This is amaaaazing and you are SO gorgeous!


----------



## supernova (Aug 26, 2010)

You make these colors look so good! You are beautiful!! Good work


----------



## joybelle (Aug 26, 2010)

You're so beautiful!! Love the colors. So perfect!


----------



## LMD84 (Aug 26, 2010)

i love this look! stunning!


----------



## summerlove (Aug 27, 2010)

so cute!


----------



## jess2302 (Aug 29, 2010)

absolutely gorgeous these bold brights look amazing on you!


----------



## pnuttbuttajelli (Aug 29, 2010)

faaaaaabulous!
i love love love dare to wear! it's the makeup art cosmetics collection's prettier sister!


----------



## JollieJanice (Aug 31, 2010)

the colors look great on you.

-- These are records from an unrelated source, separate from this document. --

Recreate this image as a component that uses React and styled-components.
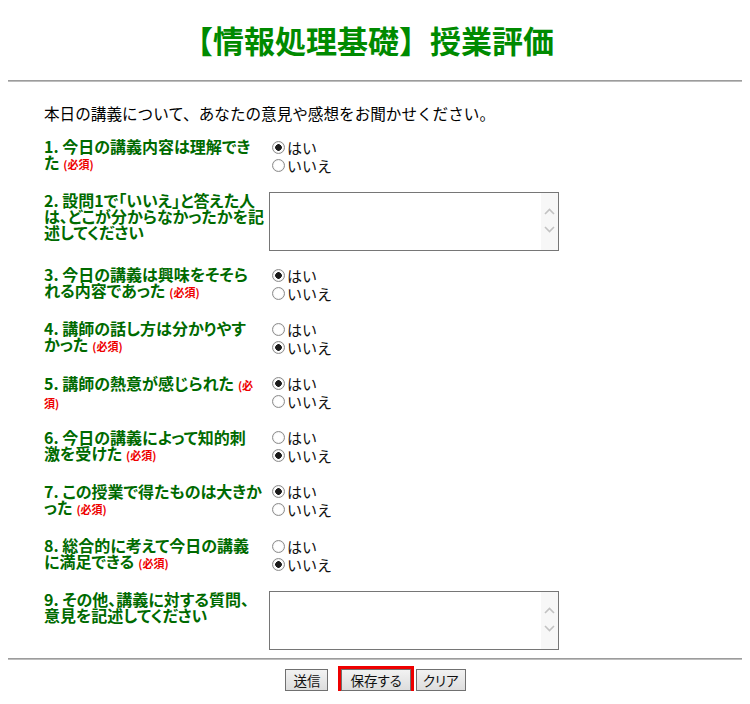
import React from 'react';
import styled, { createGlobalStyle } from 'styled-components';

const GlobalStyle = createGlobalStyle`
  body {
    margin: 8px;
    background: #fff;
    font-family: "Noto Sans CJK JP", "Noto Sans", sans-serif;
    color: #000;
  }
`;

const Title = styled.h1`
  margin: 0;
  padding: 14px 14px 0 0;
  height: 36px;
  line-height: 36px;
  text-align: center;
  font-size: 31px;
  font-weight: 700;
  color: #008a00;
`;

const Rule = styled.hr`
  margin: ${(p) => p.$top || 0}px 0 0;
  height: 0;
  border: none;
  border-top: 1px solid #9c9c9c;
  border-bottom: 1px solid #bdbdbd;
`;

const Intro = styled.p`
  margin: 21px 0 0 36px;
  font-size: 15.6px;
  line-height: 20px;
`;

const Form = styled.div`
  margin: 15px 0 0 36px;
  display: flex;
  flex-direction: column;
`;

const Row = styled.div`
  display: grid;
  grid-template-columns: 225px 1fr;
  align-items: start;
  padding-bottom: ${(p) => p.$gap}px;
`;

// line breaks follow the original page, so the text keeps its own wrapping
const Label = styled.div`
  white-space: pre;
  font-size: 16px;
  line-height: 16px;
  font-weight: 700;
  color: #006a00;
  font-feature-settings: "palt";
`;

const Required = styled.span`
  margin-left: 4px;
  font-size: 11px;
  font-weight: 700;
  color: #ee0000;
`;

const Choices = styled.div`
  display: flex;
  flex-direction: column;
`;

const Choice = styled.label`
  display: flex;
  align-items: center;
  height: 18px;
  font-size: 15px;
  color: #111;
`;

const Radio = styled.input.attrs({ type: 'radio' })`
  appearance: none;
  width: 13px;
  height: 13px;
  margin: 0 2px 0 3px;
  border: 1px solid #8c8c8c;
  border-radius: 50%;
  background: radial-gradient(circle, #fff 0 4px, #e8e8e8 6px);
  &:checked {
    background: radial-gradient(circle, #1c1c1c 0 3px, #fff 3.6px 4px, #e8e8e8 6px);
  }
`;

const TextBox = styled.div`
  display: flex;
  width: 290px;
  height: 59px;
  box-sizing: border-box;
  border: 1px solid #767676;
  background: #fff;
`;

const Area = styled.textarea`
  flex: 1;
  border: none;
  outline: none;
  resize: none;
  margin: 0;
  padding: 2px;
  font: inherit;
  overflow: hidden;
`;

const ScrollStrip = styled.div`
  width: 17px;
  background: #f7f7f7;
  display: flex;
  flex-direction: column;
  align-items: center;
  gap: 11px;
  padding-top: 15px;
`;

const Buttons = styled.div`
  display: flex;
  justify-content: center;
  align-items: center;
  margin-top: 9px;
  padding-left: 1px;
`;

const Button = styled.button`
  height: 22px;
  padding: 0 ${(p) => p.$pad}px;
  margin: 0 ${(p) => p.$right}px 0 0;
  border: 1px solid #707070;
  background: linear-gradient(#f2f2f2, #dddddd);
  font-family: "Noto Sans CJK JP", sans-serif;
  font-size: 13.5px;
  color: #111;
  font-feature-settings: "palt";
  outline: ${(p) => (p.$focus ? '3px solid #ee0000' : 'none')};
`;

const Chevron = ({ up }) => (
  <svg width="11" height="7" viewBox="0 0 11 7">
    <path
      d={up ? 'M1 6 L5.5 1.5 L10 6' : 'M1 1 L5.5 5.5 L10 1'}
      fill="none"
      stroke="#c2c2c2"
      strokeWidth="1.6"
    />
  </svg>
);

const REQ = '(必須)';

const questions = [
  { no: 1, text: '今日の講義内容は理解でき\nた', req: REQ, value: 'yes' },
  { no: 2, text: '設問1で「いいえ」と答えた人\nは、どこが分からなかったかを記\n述してください', type: 'text' },
  { no: 3, text: '今日の講義は興味をそそら\nれる内容であった', req: REQ, value: 'yes' },
  { no: 4, text: '講師の話し方は分かりやす\nかった', req: REQ, value: 'no' },
  { no: 5, text: '講師の熱意が感じられた', req: '(必\n須)', value: 'yes' },
  { no: 6, text: '今日の講義によって知的刺\n激を受けた', req: REQ, value: 'no' },
  { no: 7, text: 'この授業で得たものは大きか\nった', req: REQ, value: 'yes' },
  { no: 8, text: '総合的に考えて今日の講義\nに満足できる', req: REQ, value: 'no' },
  { no: 9, text: 'その他、講義に対する質問、\n意見を記述してください', type: 'text' },
];

const Question = ({ q, last }) => (
  <Row $gap={last ? 0 : q.type === 'text' ? 15 : 18.2}>
    <Label>
      {q.no}. {q.text}
      {q.req && <Required>{q.req}</Required>}
    </Label>
    {q.type === 'text' ? (
      <TextBox>
        <Area />
        <ScrollStrip>
          <Chevron up />
          <Chevron />
        </ScrollStrip>
      </TextBox>
    ) : (
      <Choices>
        <Choice>
          <Radio name={`q${q.no}`} defaultChecked={q.value === 'yes'} />
          はい
        </Choice>
        <Choice>
          <Radio name={`q${q.no}`} defaultChecked={q.value === 'no'} />
          いいえ
        </Choice>
      </Choices>
    )}
  </Row>
);

export default function App() {
  return (
    <>
      <GlobalStyle />
      <Title>【情報処理基礎】授業評価</Title>
      <Rule $top={22} />
      <Intro>本日の講義について、あなたの意見や感想をお聞かせください。</Intro>
      <Form>
        {questions.map((q, i) => (
          <Question key={q.no} q={q} last={i === questions.length - 1} />
        ))}
      </Form>
      <Rule $top={8} />
      <Buttons>
        <Button $pad={7} $right={13}>送信</Button>
        <Button $pad={8} $right={5} $focus>保存する</Button>
        <Button $pad={6} $right={0}>クリア</Button>
      </Buttons>
    </>
  );
}
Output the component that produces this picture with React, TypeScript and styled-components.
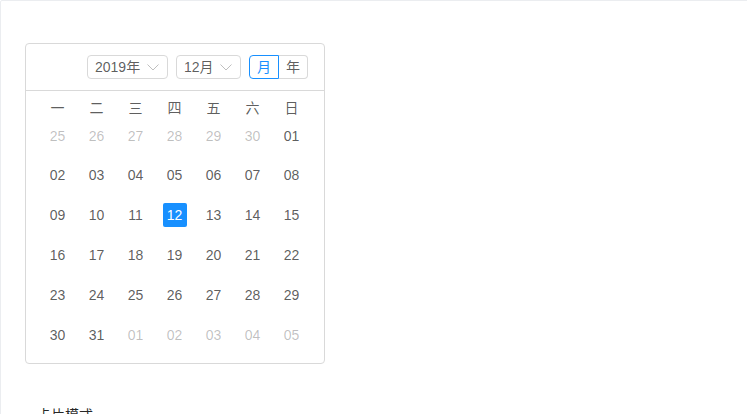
import React from "react"
import styled, { createGlobalStyle } from "styled-components"

const GlobalStyle = createGlobalStyle`
    html, body {
        margin: 0;
        padding: 0;
        overflow: hidden;
        background: #fff;
        font-family: "Liberation Sans", "Noto Sans CJK SC", sans-serif;
        font-size: 14px;
        color: rgba(0, 0, 0, 0.65);
    }
`

const CodeBox = styled.section`
    width: 780px;
    border: 1px solid #ebedf0;
    border-radius: 2px;
`

const Demo = styled.div`
    padding: 42px 24px 50px;
    border-bottom: 1px solid #ebedf0;
`

const Meta = styled.div`
    position: relative;
    padding: 18px 12px 12px;
    height: 40px;
`

const MetaTitle = styled.div`
    position: absolute;
    top: -12px;
    left: 12px;
    margin-left: 16px;
    padding: 1px 8px;
    background: #fff;
    font-size: 14px;
    line-height: 22px;
    color: rgba(0, 0, 0, 0.85);
`

const Card = styled.div`
    width: 298px;
    border: 1px solid #d9d9d9;
    border-radius: 4px;
    background: #fff;
`

const Header = styled.div`
    display: flex;
    justify-content: flex-end;
    align-items: center;
    gap: 8px;
    padding: 11px 16px 11px 0;
    border-bottom: 1px solid #d9d9d9;
`

const Select = styled.div<{ $w: number }>`
    box-sizing: border-box;
    display: flex;
    align-items: center;
    justify-content: space-between;
    width: ${p => p.$w}px;
    height: 24px;
    padding: 0 8px 0 7px;
    border: 1px solid #d9d9d9;
    border-radius: 4px;
    line-height: 22px;
    color: rgba(0, 0, 0, 0.65);
`

const Radios = styled.div`
    display: flex;
`

const RadioBtn = styled.div<{ $on?: boolean; $first?: boolean }>`
    height: 24px;
    box-sizing: border-box;
    padding: 0 7px;
    line-height: 22px;
    border: 1px solid ${p => (p.$on ? "#1890ff" : "#d9d9d9")};
    border-left-width: ${p => (p.$first ? 1 : 0)}px;
    border-radius: ${p => (p.$first ? "4px 0 0 4px" : "0 4px 4px 0")};
    color: ${p => (p.$on ? "#1890ff" : "rgba(0, 0, 0, 0.65)")};
`

const Body = styled.div`
    padding: 8px 12px 8px 12px;
`

const Grid = styled.div`
    display: grid;
    grid-template-columns: repeat(7, 39px);
    grid-template-rows: 18px 38px repeat(5, 40px);
`

const Week = styled.div`
    text-align: center;
    line-height: 18px;
    color: rgba(0, 0, 0, 0.65);
`

const Cell = styled.div`
    display: flex;
    align-items: center;
    justify-content: center;
`

const Day = styled.span<{ $muted?: boolean; $sel?: boolean }>`
    display: block;
    width: 24px;
    height: 24px;
    line-height: 24px;
    text-align: center;
    border-radius: 2px;
    background: ${p => (p.$sel ? "#1890ff" : "transparent")};
    color: ${p => (p.$sel ? "#fff" : p.$muted ? "rgba(0, 0, 0, 0.25)" : "rgba(0, 0, 0, 0.65)")};
`

const Arrow = () => (
    <svg width="12" height="7" viewBox="0 0 12 7" fill="none">
        <path d="M0.5 0.5 L6 6 L11.5 0.5" stroke="#bfbfbf" strokeWidth="1" />
    </svg>
)

const weeks = ["一", "二", "三", "四", "五", "六", "日"]

const days: { d: number; muted: boolean }[] = []
for (let d = 25; d <= 30; d++) days.push({ d, muted: true })
for (let d = 1; d <= 31; d++) days.push({ d, muted: false })
for (let d = 1; d <= 5; d++) days.push({ d, muted: true })

const pad = (n: number) => (n < 10 ? "0" + n : "" + n)

const App = () => (
    <>
        <GlobalStyle />
        <CodeBox>
            <Demo>
                <Card>
                    <Header>
                        <Select $w={81}>
                            <span>2019年</span>
                            <Arrow />
                        </Select>
                        <Select $w={65}>
                            <span>12月</span>
                            <Arrow />
                        </Select>
                        <Radios>
                            <RadioBtn $on $first>月</RadioBtn>
                            <RadioBtn>年</RadioBtn>
                        </Radios>
                    </Header>
                    <Body>
                        <Grid>
                            {weeks.map(w => (
                                <Week key={w}>{w}</Week>
                            ))}
                            {days.map((x, i) => (
                                <Cell key={i}>
                                    <Day $muted={x.muted} $sel={!x.muted && x.d === 12}>
                                        {pad(x.d)}
                                    </Day>
                                </Cell>
                            ))}
                        </Grid>
                    </Body>
                </Card>
            </Demo>
            <Meta>
                <MetaTitle>卡片模式</MetaTitle>
            </Meta>
        </CodeBox>
    </>
)

export default App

I absolutely love the lip combo.


----------



## rrx2wm (Aug 31, 2010)

wow, love the colours - they look amazing on you!


----------



## k.a.t (Sep 2, 2010)

Love, love, love it! and MissResha you are so gorgeous!!


----------



## mevish (Sep 2, 2010)

omg you are so BEAUTIFULL!!!! love the whole look the lipglass suits you perfect


----------



## AnaPR (Sep 26, 2010)

very well done! in lesser hands, this could have been gaudy....good stuff, mama!


----------



## gemmel06 (Sep 29, 2010)

Love the look


----------



## angiehorror (Sep 30, 2010)

Gorgeous!


----------



## equiworks (Sep 30, 2010)

I'm not always a fan of super bright make up like this look, but it really suits you.  It looks great!


----------



## pink4ever (Sep 30, 2010)

Absolutely gorg! You pull of Gaga excelently!


----------



## jess2302 (Oct 1, 2010)

you look gorgeous as always hun! love this!


----------



## bell21 (Oct 2, 2010)

that's so pretty, i love it! thanks for sharing.


----------